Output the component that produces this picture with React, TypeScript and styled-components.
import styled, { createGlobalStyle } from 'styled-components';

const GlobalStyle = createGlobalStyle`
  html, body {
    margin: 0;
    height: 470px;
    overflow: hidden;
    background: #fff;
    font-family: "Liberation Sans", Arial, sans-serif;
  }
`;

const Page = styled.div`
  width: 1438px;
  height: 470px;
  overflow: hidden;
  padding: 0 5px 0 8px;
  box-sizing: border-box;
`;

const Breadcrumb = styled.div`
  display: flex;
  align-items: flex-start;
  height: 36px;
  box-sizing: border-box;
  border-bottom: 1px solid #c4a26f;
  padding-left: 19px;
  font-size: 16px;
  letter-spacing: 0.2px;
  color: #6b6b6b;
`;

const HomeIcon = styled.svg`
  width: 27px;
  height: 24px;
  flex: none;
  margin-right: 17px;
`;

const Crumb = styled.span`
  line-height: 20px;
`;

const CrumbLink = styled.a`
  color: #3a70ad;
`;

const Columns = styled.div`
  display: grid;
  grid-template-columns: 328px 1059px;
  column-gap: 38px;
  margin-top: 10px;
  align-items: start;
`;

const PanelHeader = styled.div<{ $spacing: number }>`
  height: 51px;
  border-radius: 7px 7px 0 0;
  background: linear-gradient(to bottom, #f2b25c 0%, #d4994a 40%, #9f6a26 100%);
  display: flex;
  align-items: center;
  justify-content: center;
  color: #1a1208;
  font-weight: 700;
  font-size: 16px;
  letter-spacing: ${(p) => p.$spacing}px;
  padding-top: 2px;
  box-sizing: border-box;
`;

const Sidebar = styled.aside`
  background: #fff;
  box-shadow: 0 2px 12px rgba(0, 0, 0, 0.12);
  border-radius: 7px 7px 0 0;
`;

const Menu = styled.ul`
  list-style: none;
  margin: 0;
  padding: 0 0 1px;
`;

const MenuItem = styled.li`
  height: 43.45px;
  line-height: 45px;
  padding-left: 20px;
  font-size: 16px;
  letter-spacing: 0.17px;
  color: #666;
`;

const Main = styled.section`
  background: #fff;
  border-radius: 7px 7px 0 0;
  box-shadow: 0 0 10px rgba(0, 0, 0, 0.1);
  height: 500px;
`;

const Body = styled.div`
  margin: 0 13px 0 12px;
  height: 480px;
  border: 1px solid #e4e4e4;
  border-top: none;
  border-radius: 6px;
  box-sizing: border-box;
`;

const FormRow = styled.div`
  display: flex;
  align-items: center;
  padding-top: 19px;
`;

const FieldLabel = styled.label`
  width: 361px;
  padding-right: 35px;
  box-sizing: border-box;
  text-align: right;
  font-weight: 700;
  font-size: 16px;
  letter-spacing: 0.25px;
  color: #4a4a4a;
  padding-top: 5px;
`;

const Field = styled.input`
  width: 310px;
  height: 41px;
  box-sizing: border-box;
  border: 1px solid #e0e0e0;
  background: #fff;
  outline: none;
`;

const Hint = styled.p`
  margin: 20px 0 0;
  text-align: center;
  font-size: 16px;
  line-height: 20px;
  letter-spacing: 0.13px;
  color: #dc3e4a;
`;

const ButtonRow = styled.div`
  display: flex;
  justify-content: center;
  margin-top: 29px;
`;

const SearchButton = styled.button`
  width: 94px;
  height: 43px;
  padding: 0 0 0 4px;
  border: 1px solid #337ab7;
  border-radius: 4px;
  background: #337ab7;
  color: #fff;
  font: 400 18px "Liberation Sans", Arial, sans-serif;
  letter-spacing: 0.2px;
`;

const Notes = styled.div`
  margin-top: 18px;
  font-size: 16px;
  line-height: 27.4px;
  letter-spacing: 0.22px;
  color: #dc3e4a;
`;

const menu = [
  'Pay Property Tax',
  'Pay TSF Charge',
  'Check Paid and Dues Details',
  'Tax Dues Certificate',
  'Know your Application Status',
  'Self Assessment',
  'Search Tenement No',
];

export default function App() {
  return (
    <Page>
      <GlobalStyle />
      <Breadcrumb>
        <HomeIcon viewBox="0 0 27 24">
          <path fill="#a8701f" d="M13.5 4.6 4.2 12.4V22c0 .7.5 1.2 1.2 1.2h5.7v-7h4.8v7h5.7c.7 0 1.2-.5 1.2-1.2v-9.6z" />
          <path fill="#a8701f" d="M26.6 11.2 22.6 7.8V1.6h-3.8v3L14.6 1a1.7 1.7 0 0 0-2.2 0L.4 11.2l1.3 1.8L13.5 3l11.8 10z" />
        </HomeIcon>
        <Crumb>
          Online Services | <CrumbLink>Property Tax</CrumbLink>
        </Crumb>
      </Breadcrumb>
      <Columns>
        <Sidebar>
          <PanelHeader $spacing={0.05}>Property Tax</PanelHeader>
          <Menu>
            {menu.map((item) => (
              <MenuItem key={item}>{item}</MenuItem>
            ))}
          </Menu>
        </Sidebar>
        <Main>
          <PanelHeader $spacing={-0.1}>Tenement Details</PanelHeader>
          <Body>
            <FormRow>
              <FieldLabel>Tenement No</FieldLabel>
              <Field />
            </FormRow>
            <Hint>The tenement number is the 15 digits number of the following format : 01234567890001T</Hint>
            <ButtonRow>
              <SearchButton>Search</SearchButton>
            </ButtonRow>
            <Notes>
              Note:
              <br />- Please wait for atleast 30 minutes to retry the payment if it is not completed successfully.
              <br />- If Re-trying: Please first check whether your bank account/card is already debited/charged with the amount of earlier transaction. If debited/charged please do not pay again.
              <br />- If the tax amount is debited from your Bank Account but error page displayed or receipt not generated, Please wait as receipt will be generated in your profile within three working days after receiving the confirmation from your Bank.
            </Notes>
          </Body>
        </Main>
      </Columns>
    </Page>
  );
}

● ● ●

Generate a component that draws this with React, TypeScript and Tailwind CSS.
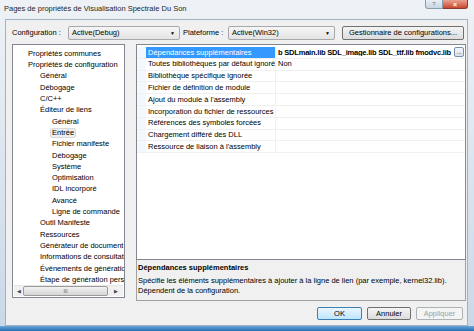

● ● ●

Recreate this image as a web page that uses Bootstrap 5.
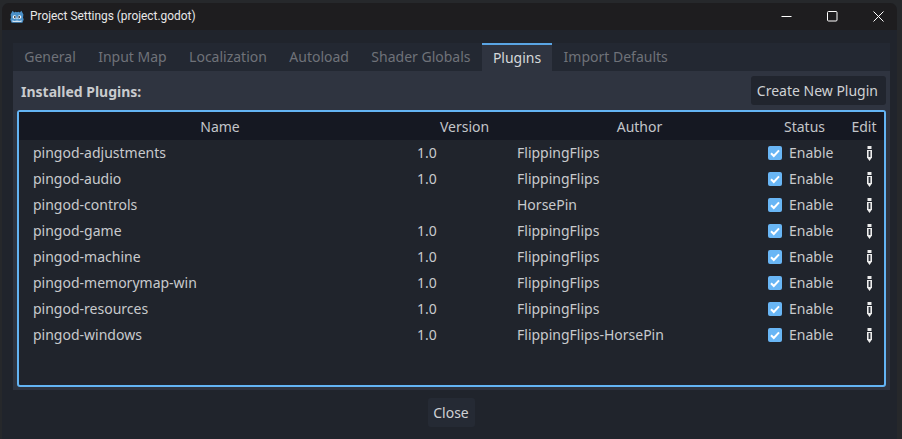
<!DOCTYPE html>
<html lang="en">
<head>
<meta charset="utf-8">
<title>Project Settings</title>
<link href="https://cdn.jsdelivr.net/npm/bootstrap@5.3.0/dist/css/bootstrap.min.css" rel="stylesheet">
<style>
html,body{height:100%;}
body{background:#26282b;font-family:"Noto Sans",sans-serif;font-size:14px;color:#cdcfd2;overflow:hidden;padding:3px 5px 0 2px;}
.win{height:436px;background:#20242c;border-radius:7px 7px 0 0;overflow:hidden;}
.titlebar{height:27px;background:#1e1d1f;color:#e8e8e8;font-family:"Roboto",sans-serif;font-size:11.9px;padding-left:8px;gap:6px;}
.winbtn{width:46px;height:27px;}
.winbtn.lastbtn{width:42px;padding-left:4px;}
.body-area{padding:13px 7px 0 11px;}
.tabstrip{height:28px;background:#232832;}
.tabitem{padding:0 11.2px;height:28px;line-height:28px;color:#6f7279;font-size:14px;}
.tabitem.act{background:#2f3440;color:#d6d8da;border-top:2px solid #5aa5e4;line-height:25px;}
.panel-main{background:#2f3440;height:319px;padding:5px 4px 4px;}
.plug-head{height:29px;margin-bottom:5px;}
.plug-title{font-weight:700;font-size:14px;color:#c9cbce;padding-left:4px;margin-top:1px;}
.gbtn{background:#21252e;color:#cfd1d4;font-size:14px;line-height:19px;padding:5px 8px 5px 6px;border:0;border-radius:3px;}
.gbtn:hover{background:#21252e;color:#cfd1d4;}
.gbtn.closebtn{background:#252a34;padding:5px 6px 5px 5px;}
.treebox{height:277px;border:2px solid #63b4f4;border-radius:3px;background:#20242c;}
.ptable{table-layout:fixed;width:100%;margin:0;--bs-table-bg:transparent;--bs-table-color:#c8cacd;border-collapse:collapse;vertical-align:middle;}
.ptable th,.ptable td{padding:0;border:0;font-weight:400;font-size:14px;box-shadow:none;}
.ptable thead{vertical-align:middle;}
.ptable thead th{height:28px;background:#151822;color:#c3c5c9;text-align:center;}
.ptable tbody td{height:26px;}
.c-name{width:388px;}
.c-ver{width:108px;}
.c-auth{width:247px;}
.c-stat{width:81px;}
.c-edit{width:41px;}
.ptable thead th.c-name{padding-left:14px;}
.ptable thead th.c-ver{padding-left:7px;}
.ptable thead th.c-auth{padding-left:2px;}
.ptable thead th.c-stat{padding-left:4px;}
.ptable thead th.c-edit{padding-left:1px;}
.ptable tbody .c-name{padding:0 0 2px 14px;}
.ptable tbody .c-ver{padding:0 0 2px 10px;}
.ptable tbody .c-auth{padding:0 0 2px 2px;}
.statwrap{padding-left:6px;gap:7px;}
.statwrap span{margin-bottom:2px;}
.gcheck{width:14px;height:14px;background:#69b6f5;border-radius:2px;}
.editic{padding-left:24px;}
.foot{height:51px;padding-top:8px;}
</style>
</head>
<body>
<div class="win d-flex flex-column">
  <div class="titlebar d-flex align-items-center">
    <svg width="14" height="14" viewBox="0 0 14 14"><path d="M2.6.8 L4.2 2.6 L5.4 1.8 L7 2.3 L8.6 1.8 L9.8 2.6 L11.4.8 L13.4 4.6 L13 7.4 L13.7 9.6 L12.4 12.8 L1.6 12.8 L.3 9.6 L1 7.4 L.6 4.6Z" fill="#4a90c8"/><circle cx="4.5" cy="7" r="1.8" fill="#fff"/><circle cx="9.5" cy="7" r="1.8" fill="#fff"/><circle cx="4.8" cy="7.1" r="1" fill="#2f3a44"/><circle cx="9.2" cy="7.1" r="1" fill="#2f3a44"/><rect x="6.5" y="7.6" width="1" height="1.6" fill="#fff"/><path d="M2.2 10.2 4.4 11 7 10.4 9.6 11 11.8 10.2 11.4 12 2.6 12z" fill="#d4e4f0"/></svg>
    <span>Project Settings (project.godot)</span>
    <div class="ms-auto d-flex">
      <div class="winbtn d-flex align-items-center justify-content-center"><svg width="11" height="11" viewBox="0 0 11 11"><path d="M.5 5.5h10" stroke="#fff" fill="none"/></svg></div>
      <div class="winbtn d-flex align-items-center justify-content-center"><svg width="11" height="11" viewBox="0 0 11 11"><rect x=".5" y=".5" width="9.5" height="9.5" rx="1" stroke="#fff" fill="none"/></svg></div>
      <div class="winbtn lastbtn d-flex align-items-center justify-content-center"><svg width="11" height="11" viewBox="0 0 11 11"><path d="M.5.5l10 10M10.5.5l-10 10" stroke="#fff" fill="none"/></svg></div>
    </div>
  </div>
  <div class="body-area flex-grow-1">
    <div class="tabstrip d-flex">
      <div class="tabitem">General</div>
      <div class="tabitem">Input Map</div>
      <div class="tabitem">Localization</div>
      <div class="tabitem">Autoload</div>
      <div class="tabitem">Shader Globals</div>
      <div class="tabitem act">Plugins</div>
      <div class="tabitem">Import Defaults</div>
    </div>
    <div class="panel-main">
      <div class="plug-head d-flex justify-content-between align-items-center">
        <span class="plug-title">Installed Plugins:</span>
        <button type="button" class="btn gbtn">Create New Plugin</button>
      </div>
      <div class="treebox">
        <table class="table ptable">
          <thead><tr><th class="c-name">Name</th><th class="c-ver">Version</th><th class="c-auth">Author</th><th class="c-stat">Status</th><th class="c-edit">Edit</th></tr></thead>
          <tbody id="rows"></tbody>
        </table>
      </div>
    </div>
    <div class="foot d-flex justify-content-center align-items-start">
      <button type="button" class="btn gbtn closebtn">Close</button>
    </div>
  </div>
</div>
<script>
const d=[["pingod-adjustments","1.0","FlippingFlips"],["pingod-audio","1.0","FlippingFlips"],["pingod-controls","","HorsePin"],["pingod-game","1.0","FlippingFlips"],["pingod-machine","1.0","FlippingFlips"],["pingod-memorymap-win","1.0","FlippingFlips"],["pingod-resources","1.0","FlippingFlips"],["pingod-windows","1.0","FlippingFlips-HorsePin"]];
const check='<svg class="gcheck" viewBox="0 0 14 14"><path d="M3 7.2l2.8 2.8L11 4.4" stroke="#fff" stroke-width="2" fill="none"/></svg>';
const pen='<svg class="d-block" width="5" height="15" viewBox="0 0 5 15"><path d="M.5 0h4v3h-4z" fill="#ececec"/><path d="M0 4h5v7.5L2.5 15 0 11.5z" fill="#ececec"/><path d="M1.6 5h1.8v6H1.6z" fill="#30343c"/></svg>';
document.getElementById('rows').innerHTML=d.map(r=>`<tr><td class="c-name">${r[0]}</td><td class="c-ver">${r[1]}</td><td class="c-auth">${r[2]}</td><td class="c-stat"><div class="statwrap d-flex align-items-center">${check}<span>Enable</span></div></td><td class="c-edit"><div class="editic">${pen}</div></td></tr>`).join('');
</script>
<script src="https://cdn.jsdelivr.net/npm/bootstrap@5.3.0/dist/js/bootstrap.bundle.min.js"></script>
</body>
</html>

● ● ●

• TASK OBJECTIVE
Extract, from the listing above, every line where the string "this" occurs.

• REPLY
Output the component that produces this picture with React, TypeScript and styled-components.
Generate a component that draws this with React, TypeScript and Tailwind CSS.
Recreate this image as a web page that uses Bootstrap 5.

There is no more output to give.